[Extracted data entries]
====================

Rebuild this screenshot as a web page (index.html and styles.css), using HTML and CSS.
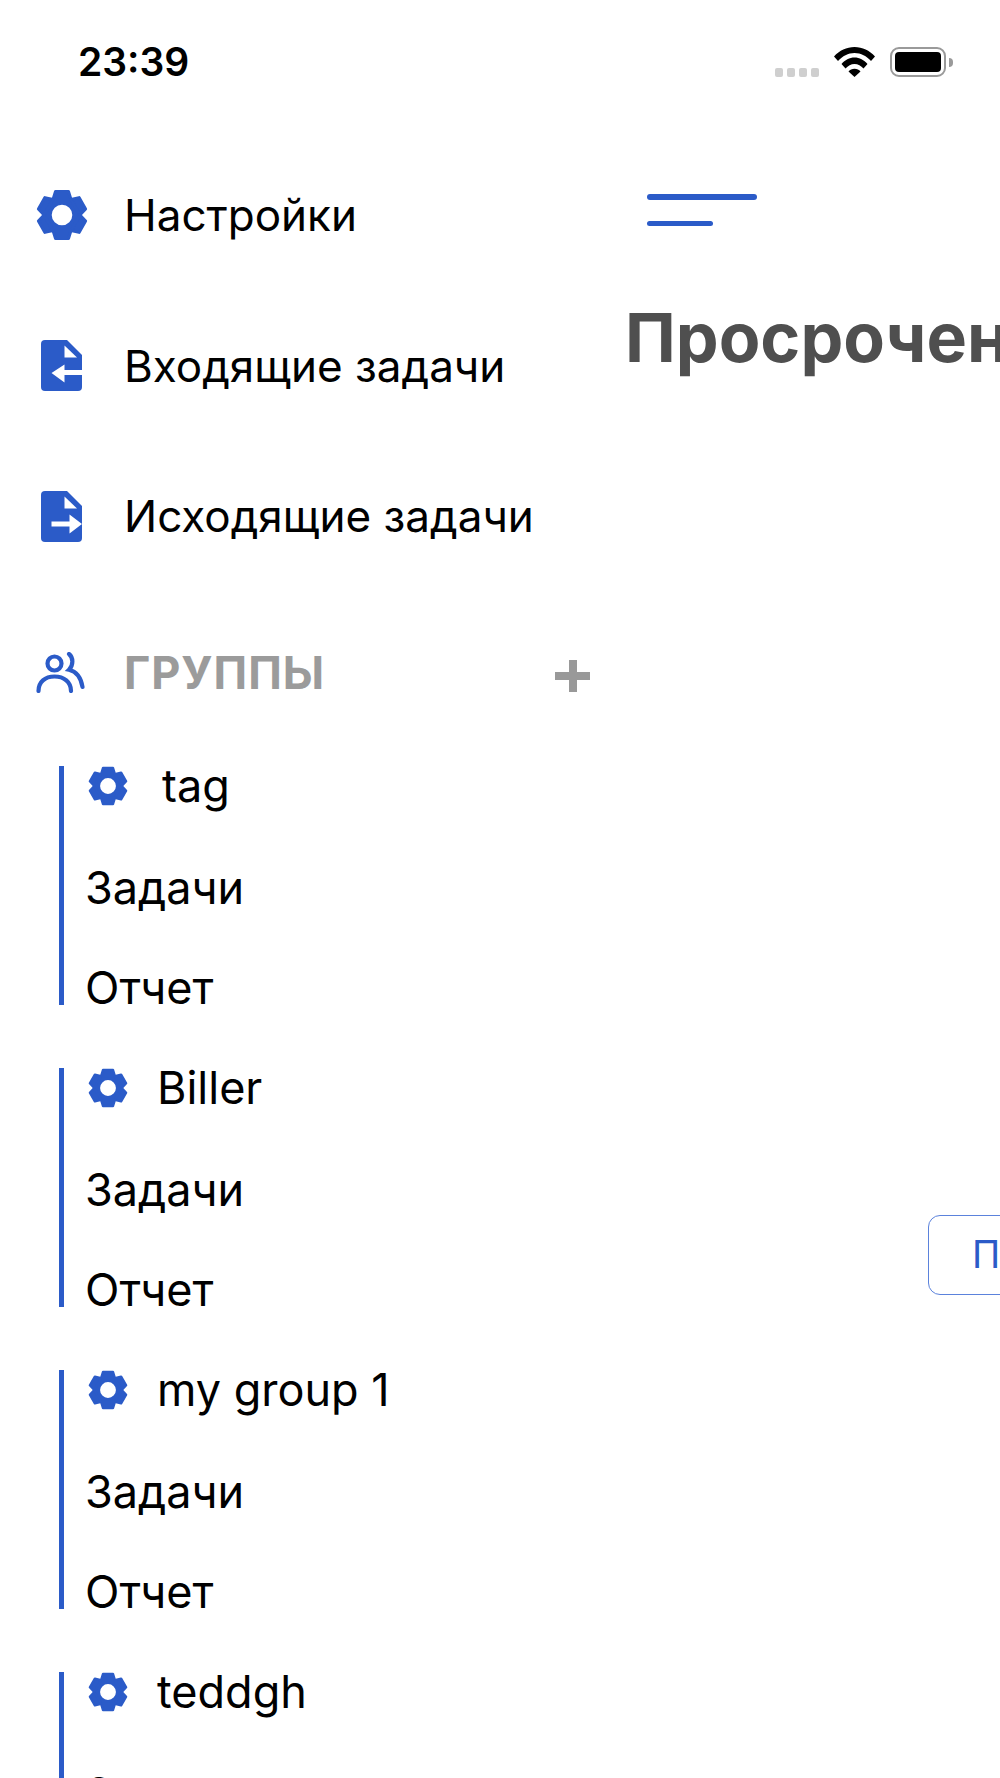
FILE: index.html
```html
<!DOCTYPE html>
<html lang="en">
<head>
    <meta charset="UTF-8">
    <meta name="viewport" content="width=device-width, initial-scale=1.0">
    <title>Просроченные задачи</title>
    <link rel="stylesheet" href="styles.css">
</head>
<body>
    <svg class="defs" width="0" height="0">
        <symbol id="gear" viewBox="0 0 52 52">
            <g transform="translate(26 26)" fill="currentColor" stroke="currentColor" stroke-width="3" stroke-linejoin="round">
                <circle r="14.2" fill="none" stroke-width="7.8"/>
                <path id="tooth" d="M-6.5 -23.5h13l2.5 8h-18z"/>
                <use href="#tooth" transform="rotate(60)"/>
                <use href="#tooth" transform="rotate(120)"/>
                <use href="#tooth" transform="rotate(180)"/>
                <use href="#tooth" transform="rotate(240)"/>
                <use href="#tooth" transform="rotate(300)"/>
            </g>
        </symbol>
    </svg>

    <div class="status-bar">
        <span class="time">23:39</span>
        <div class="status-icons">
            <div class="signal"><i></i><i></i><i></i><i></i></div>
            <svg class="wifi" viewBox="0 0 41 30">
                <path d="M0 9.5C5.5 3.5 12.5 0 20.5 0S35.500 3.500 41 9.500L37 14C32.500 9 27 6 20.500 6S8.500 9 4 14z"/>
                <path d="M7.500 17C11 13 15.500 10.500 20.500 10.500S30 13 33.500 17L29.500 21.500C27 18.800 24 17 20.500 17S14 18.800 11.500 21.500z"/>
                <path d="M14.500 24.500C16 22.800 18 21.800 20.500 21.800S25 22.800 26.500 24.500L20.500 30z"/>
            </svg>
            <div class="battery"><div class="battery-fill"></div></div>
            <div class="battery-nub"></div>
        </div>
    </div>

    <div class="screen">
        <div class="sidebar">
            <a class="nav-row">
                <span class="nav-icon"><svg class="gear-big"><use href="#gear"/></svg></span>
                <span>Настройки</span>
            </a>
            <a class="nav-row">
                <span class="nav-icon">
                    <svg class="file-icon" viewBox="0 0 41 51">
                        <path fill="#2b5bc8" d="M4 0H26L41 15V47a4 4 0 0 1-4 4H4a4 4 0 0 1-4-4V4a4 4 0 0 1 4-4z"/>
                        <path fill="#fff" d="M23.500 5.500L36 17.500H23.500z"/>
                        <path fill="#fff" d="M10.500 33L23.500 24.500V30H41V35H23.500V42.500z"/>
                    </svg>
                </span>
                <span>Входящие задачи</span>
            </a>
            <a class="nav-row">
                <span class="nav-icon">
                    <svg class="file-icon" viewBox="0 0 41 51">
                        <path fill="#2b5bc8" d="M4 0H26L41 15V47a4 4 0 0 1-4 4H4a4 4 0 0 1-4-4V4a4 4 0 0 1 4-4z"/>
                        <path fill="#fff" d="M23.500 5.500L36 17.500H23.500z"/>
                        <path fill="#fff" d="M10.500 30.500H28.500V23.500L41 33L28.500 42.500V35.500H10.500z"/>
                    </svg>
                </span>
                <span>Исходящие задачи</span>
            </a>

            <div class="groups-head">
                <span class="nav-icon">
                    <svg class="users-icon" viewBox="0 0 49 41" fill="none" stroke="#2b5bc8" stroke-width="4.200" stroke-linecap="round">
                        <circle cx="18.500" cy="11.500" r="7"/>
                        <path d="M2.500 39C2.500 30 9 24.500 18.500 24.500S35 30 35 39"/>
                        <path d="M33 2C37.500 5.500 37.500 13.500 33 17.800C40 19.500 45 26 46.500 35"/>
                    </svg>
                </span>
                <span class="groups-title">ГРУППЫ</span>
                <span class="plus"></span>
            </div>

            <div class="group">
                <div class="group-name"><svg class="gear-small"><use href="#gear"/></svg><span class="name-tag">tag</span></div>
                <div class="group-link">Задачи</div>
                <div class="group-link">Отчет</div>
            </div>
            <div class="group">
                <div class="group-name"><svg class="gear-small"><use href="#gear"/></svg><span>Biller</span></div>
                <div class="group-link">Задачи</div>
                <div class="group-link">Отчет</div>
            </div>
            <div class="group">
                <div class="group-name"><svg class="gear-small"><use href="#gear"/></svg><span>my group 1</span></div>
                <div class="group-link">Задачи</div>
                <div class="group-link">Отчет</div>
            </div>
            <div class="group">
                <div class="group-name"><svg class="gear-small"><use href="#gear"/></svg><span>teddgh</span></div>
                <div class="group-link">Задачи</div>
                <div class="group-link">Отчет</div>
            </div>
        </div>

        <div class="main">
            <div class="menu-btn"><i></i><i class="short"></i></div>
            <h1>Просроченные задачи</h1>
            <div class="more-btn">Показать</div>
        </div>
    </div>
</body>
</html>
```

FILE: styles.css
```css
html, body {
    margin: 0;
    height: 100%;
}

body {
    width: 1000px;
    height: 1778px;
    overflow: hidden;
    background: #fff;
    color: #000;
    font-family: Inter, "Noto Sans", sans-serif;
}

.defs {
    position: absolute;
}

/* Status bar */
.status-bar {
    height: 120px;
    display: flex;
    justify-content: space-between;
    padding: 40px 47px 0 78px;
    box-sizing: border-box;
}

.time {
    font-size: 39px;
    font-weight: 600;
    line-height: 44px;
}

.status-icons {
    display: flex;
    align-items: flex-start;
    padding-top: 7px;
}

.signal {
    display: flex;
    gap: 4px;
    margin-top: 21px;
    margin-right: 15px;
}

.signal i {
    width: 8px;
    height: 9px;
    border-radius: 2px;
    background: #cfcfcf;
}

.wifi {
    width: 41px;
    height: 30px;
    margin-right: 15px;
    fill: #000;
}

.battery {
    width: 56px;
    height: 30px;
    box-sizing: border-box;
    border: 2.5px solid #9a9a9a;
    border-radius: 9px;
    padding: 3px;
}

.battery-fill {
    height: 100%;
    background: #000;
    border-radius: 4px;
}

.battery-nub {
    width: 4px;
    height: 9px;
    margin: 11px 0 0 3px;
    background: #9a9a9a;
    border-radius: 0 4px 4px 0;
}

/* Layout */
.screen {
    display: flex;
}

.sidebar {
    flex: none;
    width: 626px;
    padding-top: 20px;
    box-sizing: border-box;
}

.main {
    flex: none;
    width: 1000px;
}

/* Side menu */
.nav-row {
    height: 150.5px;
    display: flex;
    align-items: center;
    font-size: 44px;
}

.nav-icon {
    flex: none;
    width: 124px;
    padding-left: 36px;
    box-sizing: border-box;
    display: flex;
}

.gear-big {
    width: 52px;
    height: 52px;
}

.gear-big, .gear-small {
    color: #2b5bc8;
}

.file-icon {
    width: 41px;
    height: 51px;
    margin-left: 5px;
}

.users-icon {
    width: 49px;
    height: 41px;
}

.groups-head {
    height: 88px;
    margin-top: 37px;
    margin-bottom: 49px;
    display: flex;
    align-items: center;
    position: relative;
}

.groups-title {
    font-size: 45px;
    font-weight: 700;
    color: #9b9b9b;
    letter-spacing: 1px;
}

.plus {
    position: absolute;
    left: 555px;
    top: 30px;
    width: 35px;
    height: 35px;
    background:
        linear-gradient(#999, #999) center / 35px 8px no-repeat,
        linear-gradient(#999, #999) center / 8px 32px no-repeat;
}

/* Groups */
.group {
    height: 239px;
    margin: 0 0 63px 59px;
    border-left: 5px solid #2b5bc8;
    padding-left: 21px;
    display: flex;
    flex-direction: column;
}

.group-name {
    height: 40px;
    display: flex;
    align-items: center;
    font-size: 45px;
}

.gear-small {
    width: 40px;
    height: 40px;
    margin: 0 29px 0 3px;
}

.name-tag {
    margin-left: 5px;
}

.group-link {
    font-size: 45px;
    line-height: 50px;
    margin-top: 50px;
}

.group-name + .group-link {
    margin-top: 57px;
}

/* Main panel */
.menu-btn {
    margin: 74px 0 0 21px;
    display: flex;
    flex-direction: column;
    gap: 21px;
}

.menu-btn i {
    display: block;
    width: 110px;
    height: 5.5px;
    background: #2b5bc8;
    border-radius: 3px;
}

.menu-btn i.short {
    width: 66px;
}

h1 {
    margin: 71px 0 0 -1px;
    font-size: 68px;
    line-height: 80px;
    font-weight: 700;
    color: #4f4f4f;
    white-space: nowrap;
}

.more-btn {
    margin: 838px 0 0 302px;
    width: 300px;
    height: 80px;
    box-sizing: border-box;
    border: 1.500px solid #5b82dc;
    border-radius: 12px;
    padding-left: 43px;
    font-size: 38px;
    line-height: 77px;
    color: #2b5bc8;
}
```
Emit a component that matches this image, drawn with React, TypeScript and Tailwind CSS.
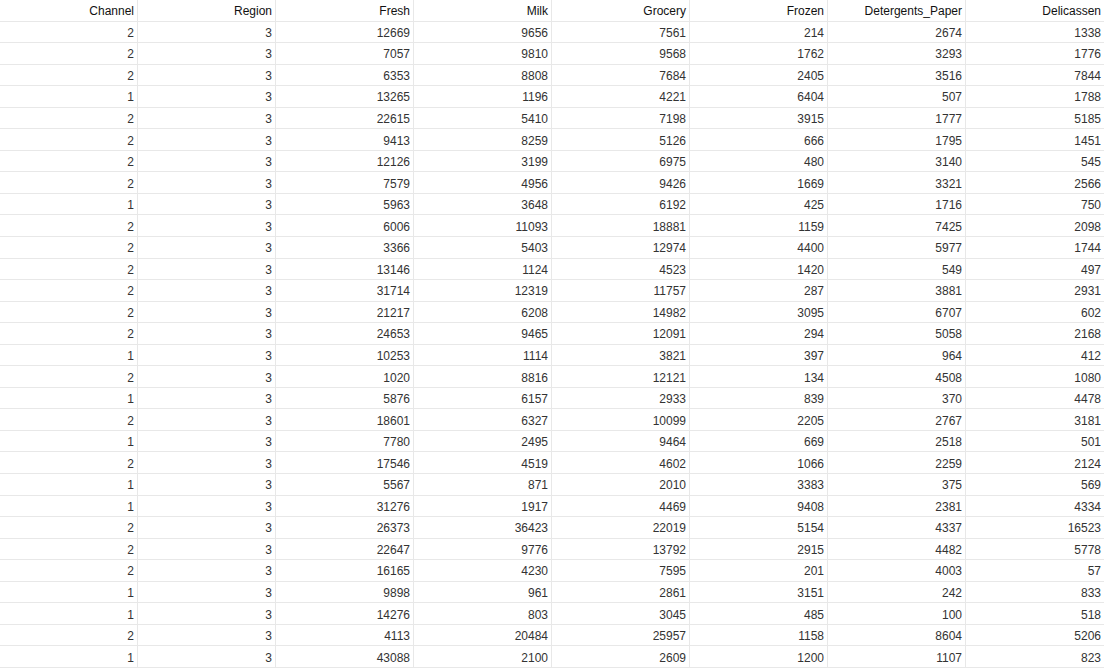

====================

▶ GIVEN TASK:
Report every line in the data above in which the word "styles" appears.

▶ THE REPLY:
Rebuild this screenshot as a web page (index.html and styles.css), using HTML and CSS.
    <link rel="stylesheet" href="styles.css">
FILE: styles.css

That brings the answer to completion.